The first big data release from the 2020 Census in August contained some positive news about America’s biggest cities. The biggest of them, New York, turned out to have hundreds of thousands more people than the annual population estimates made by the Census Bureau had projected. Not one of the country’s 10 largest cities lost population between 2010 and 2020, the first time that’s happened since the 1940s. All of them now have more than a million residents for the first time ever.
The top-10’s share of the US population did shrink, as it has with every Census since 1930. But the decline — to 7.87% in 2020 from 7.94% of the population in 2010 — was the smallest since then.
Attaching meaning to this statistic is a little complicated. Big-city borders are arbitrary, with some encompassing vast areas, including what most of us would describe as suburbia, and others much more constricted. Four of the 10 biggest US metropolitan areas (Washington, Miami, Atlanta and Boston) aren’t represented in the top 10 cities list. City borders can also change over time, although the biggest such changes affecting top-10 cities occurred long, long ago with the consolidations of Philadelphia in 1854 (the “other urban places†in the chart headline refers to the formerly unincorporated Philadelphia suburbs of Northern Liberties, Southwark and Spring Garden, which all ranked among the 10 largest one or more times from 1800 to 1850) and New York in 1898 (Brooklyn had been the country’s fourth-largest city in 1890).

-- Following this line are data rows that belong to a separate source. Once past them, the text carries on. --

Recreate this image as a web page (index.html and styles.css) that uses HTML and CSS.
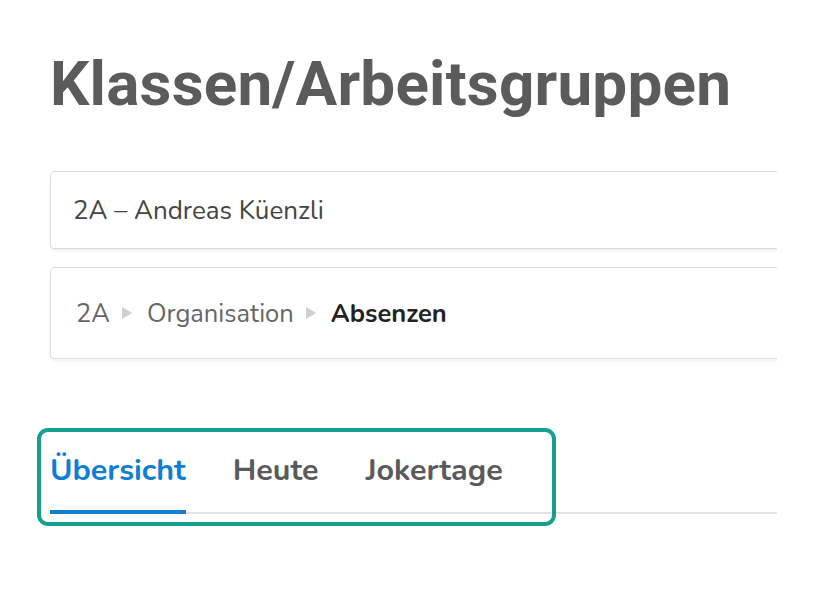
FILE: index.html
```html
<!DOCTYPE html>
<html lang="de">
<head>
<meta charset="utf-8">
<title>Klassen/Arbeitsgruppen</title>
<link rel="stylesheet" href="styles.css">
</head>
<body>
<main class="page">
  <h1 class="title">Klassen/Arbeitsgruppen</h1>
  <div class="card card-select">2A – Andreas Küenzli</div>
  <div class="card card-crumbs">
    <span class="crumb">2A</span>
    <span class="sep"></span>
    <span class="crumb">Organisation</span>
    <span class="sep"></span>
    <span class="crumb current">Absenzen</span>
  </div>
  <nav class="tabs">
    <a class="tab active">Übersicht</a>
    <a class="tab">Heute</a>
    <a class="tab">Jokertage</a>
    <span class="highlight"></span>
  </nav>
</main>
</body>
</html>
```
FILE: styles.css
```css
html, body {
  margin: 0;
  padding: 0;
  background: #fff;
}
body {
  font-family: "Nunito", "Lato", "Noto Sans", sans-serif;
  color: #444;
}
.page {
  width: 727px;
  padding: 44px 0 0 50px;
  overflow: hidden;
  position: relative;
  height: 548px;
}
.title {
  margin: 0 0 47px 0;
  font-family: "Roboto", "Noto Sans", sans-serif;
  font-weight: 700;
  font-size: 62px;
  line-height: 80px;
  letter-spacing: 0.2px;
  color: #5b5b5b;
  white-space: nowrap;
}
.card {
  width: 900px;
  box-sizing: border-box;
  border: 1px solid #dcdcdc;
  border-radius: 4px;
  box-shadow: 0 2px 3px rgba(0,0,0,0.06);
  background: #fff;
  display: flex;
  align-items: center;
  font-size: 26px;
}
.card-select {
  height: 78px;
  padding-left: 22px;
  color: #444;
  margin-bottom: 18px;
}
.card-crumbs {
  height: 92px;
  padding-left: 25px;
  font-size: 25.5px;
  color: #666;
}
.crumb.current {
  font-weight: 700;
  color: #222;
}
.sep {
  width: 0;
  height: 0;
  margin: 0 15px 0 12px;
  border-left: 10px solid #cfcfcf;
  border-top: 6px solid transparent;
  border-bottom: 6px solid transparent;
}
.tabs {
  position: relative;
  margin-top: 84px;
  display: flex;
  gap: 47px;
  border-bottom: 2px solid #e2e2e2;
  width: 727px;
}
.tab {
  font-size: 30.5px;
  font-weight: 700;
  line-height: 36px;
  color: #5a5a5a;
  padding: 9px 0 24px;
  cursor: pointer;
}
.tab.active {
  color: #0b7fd6;
  box-shadow: inset 0 -4px 0 #0b7fd6;
  margin-bottom: -2px;
  padding-bottom: 26px;
}
.highlight {
  position: absolute;
  left: -13px;
  top: -15px;
  width: 511px;
  height: 90px;
  border: 4px solid #13a08c;
  border-radius: 11px;
  pointer-events: none;
}
```
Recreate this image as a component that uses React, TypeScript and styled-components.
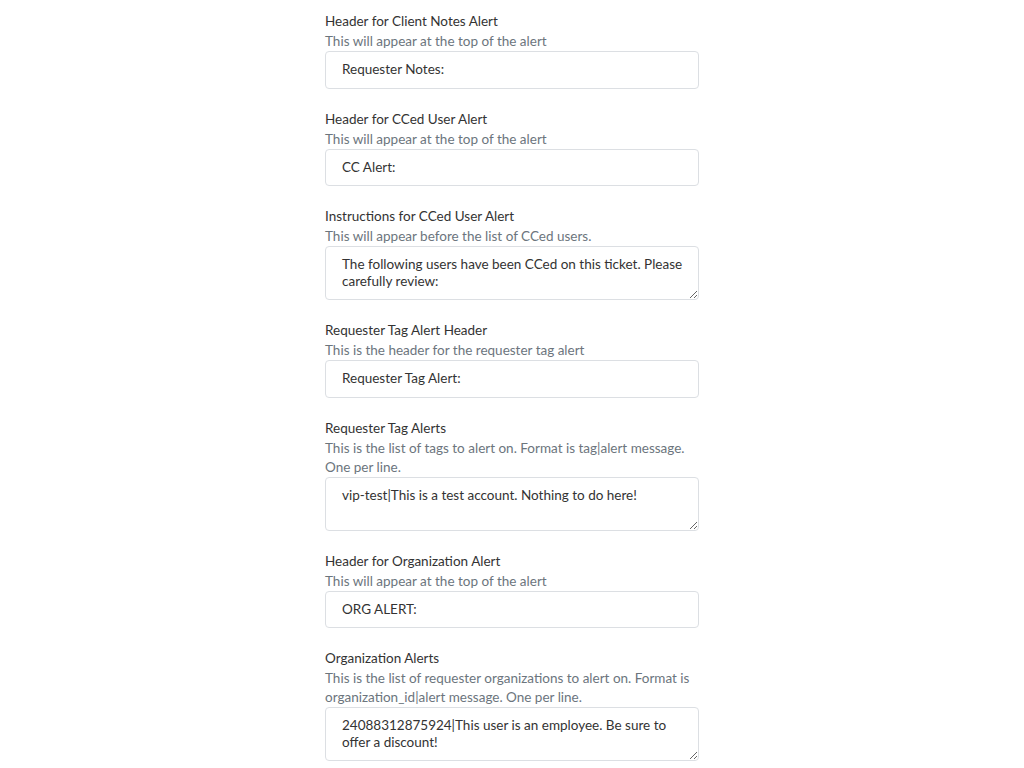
import React from "react";
import styled, { createGlobalStyle } from "styled-components";

const Global = createGlobalStyle`
  html, body { margin: 0; padding: 0; background: #fff; }
  body {
    font-family: Lato, "Open Sans", sans-serif;
    font-size: 13.5px;
    color: #333;
  }
`;

const Page = styled.main`
  width: 374px;
  margin: 0 auto;
  padding-top: 11px;
  display: flex;
  flex-direction: column;
  gap: 20px;
`;

const Field = styled.div`
  display: flex;
  flex-direction: column;
`;

const Label = styled.label`
  font-size: 13.5px;
  line-height: 20px;
  color: #333;
`;

const Help = styled.div`
  font-size: 13.5px;
  line-height: 19px;
  color: #6c757d;
  margin-top: 1px;
`;

const Input = styled.input`
  box-sizing: border-box;
  height: 37.6px;
  width: 100%;
  margin: 0;
  padding: 0 15px 1px 16px;
  border: 1px solid #dcdfe3;
  border-radius: 4px;
  font-family: inherit;
  font-size: 13.5px;
  color: #333;
  background: #fff;
  outline: none;
`;

const Area = styled.textarea`
  box-sizing: border-box;
  display: block;
  height: 54px;
  width: 100%;
  margin: 0;
  padding: 9px 4px 8px 16px;
  border: 1px solid #dcdfe3;
  border-radius: 4px;
  font-family: inherit;
  font-size: 13.5px;
  line-height: 17px;
  color: #333;
  background: #fff;
  outline: none;
  resize: vertical;
  overflow: hidden;
`;

type F = { label: string; help: string; value: string; multi?: boolean };

const fields: F[] = [
  { label: "Header for Client Notes Alert", help: "This will appear at the top of the alert", value: "Requester Notes:" },
  { label: "Header for CCed User Alert", help: "This will appear at the top of the alert", value: "CC Alert:" },
  {
    label: "Instructions for CCed User Alert",
    help: "This will appear before the list of CCed users.",
    value: "The following users have been CCed on this ticket. Please carefully review:",
    multi: true,
  },
  { label: "Requester Tag Alert Header", help: "This is the header for the requester tag alert", value: "Requester Tag Alert:" },
  {
    label: "Requester Tag Alerts",
    help: "This is the list of tags to alert on. Format is tag|alert message. One per line.",
    value: "vip-test|This is a test account. Nothing to do here!",
    multi: true,
  },
  { label: "Header for Organization Alert", help: "This will appear at the top of the alert", value: "ORG ALERT:" },
  {
    label: "Organization Alerts",
    help: "This is the list of requester organizations to alert on. Format is organization_id|alert message. One per line.",
    value: "24088312875924|This user is an employee. Be sure to offer a discount!",
    multi: true,
  },
];

export default function App() {
  return (
    <>
      <Global />
      <Page>
        {fields.map((f) => (
          <Field key={f.label}>
            <Label>{f.label}</Label>
            <Help>{f.help}</Help>
            {f.multi ? <Area defaultValue={f.value} /> : <Input defaultValue={f.value} />}
          </Field>
        ))}
      </Page>
    </>
  );
}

Membership in the top 10 can change as well; one key reason why the downward trend flattened out in recent decades is that perennial population losers Baltimore, Cleveland, Detroit and St Louis fell off the list.
Then again, the boundaries of metropolitan areas — the main alternative to cities in rankings like this — are changing all the time. The White House Office of Management and Budget adjusts them every couple of years to reflect shifts in commuting patterns and
occasionally redefines their very meaning. These changes usually add territory to metro areas but sometimes break them apart, as happened in 2003 when new OMB definitions split the San Francisco-Oakland-San Jose metro area, at the time the nation’s fifth-largest, into six different areas, none in the top 10, and the Washington-Baltimore area, then the fourth largest, into three.
Not coincidentally, the share of US population accounted for by the 10 biggest metro areas fell from 31.5% in the 2000 Census to 26.1% in 2010. It was 26.4% in 2020.
The Census Bureau also divides the US into urban and rural areas, with
the urban share of the nation’s population increasing steadily over time, to 80.7% as of 2010 (the 2020 numbers aren’t out yet). But its definition of urban casts an awfully wide net, including every settlement of 2,500 people or more, and is subject to change from time to time (the 2,500 is about to be upped to 10,000, for
example).
All of which is a long way of saying that while the population of the 10 largest cities is a flawed measure of urbanisation in the US, all the other measures are flawed too — and the top-10-city total, available all the way back to 1790, conveys some useful pieces of information. One is that, as already mentioned, the 2010s were not a decade of urban decline. The 10 biggest cities added 1.6 million residents, the third biggest such gain since 1930.